While One Acre Fund frequently uses tools like human-centered design and Net Promoter Score, we’ve found there is simply no substitute for learning through observation. For instance, in our Rwanda program a few years ago, frontline field officers were struggling to enroll and train a sufficiently large number of farmers. Searching for solutions, a senior manager decided to “go to gemba” and shadow a particularly effective field officer. She learned that the field officer was particularly well regarded in her community and uniquely worked through a group of volunteers to disseminate farmer trainings in her site. The manager headed back to the office, proposing, testing, and ultimately scaling a redesign of our Rwandan field operations. We began to seek more community input in our field-officer recruitment process and formalized volunteer group leaders as program partners. These improvements have contributed to a tripling of our Rwanda program size since 2014.

Aiming Higher

One Acre Fund has set a bold new goal to help 10 million farmers become more prosperous in 2030. Once again, we don’t have a perfect roadmap to get there, though we know that multiplying our reach tenfold at this scale will require a stronger commitment to partnerships, policy, technology and other new channels to reach a much higher proportion of farmers indirectly.

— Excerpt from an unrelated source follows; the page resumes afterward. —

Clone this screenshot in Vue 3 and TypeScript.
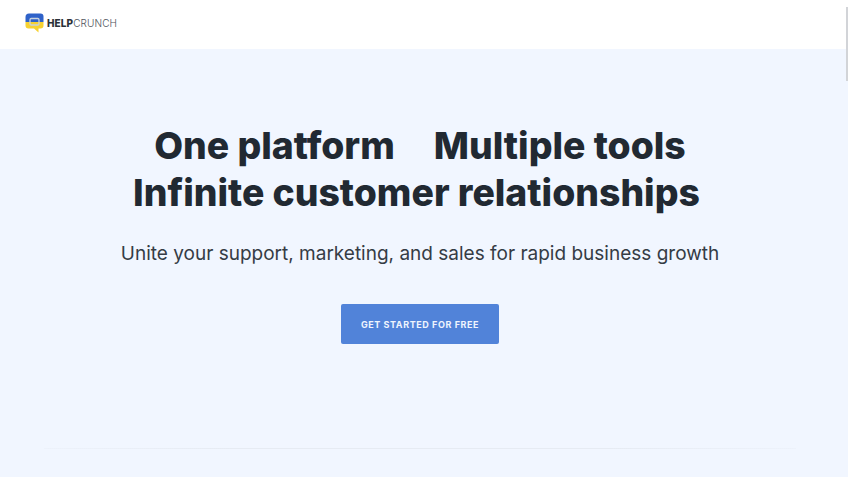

Nonprofits everywhere, but especially those operating in the global south, face the imperative to create scalable models within and often across many communities. Rapid scale requires thoughtful planning and execution, and the right resources, across all internal functions. But it also requires the development of underlying norms that nonprofit leaders can use to help run their organizations and inspire their teams. These four mindsets form a powerful base to unlock rapid scale while staying true to mission.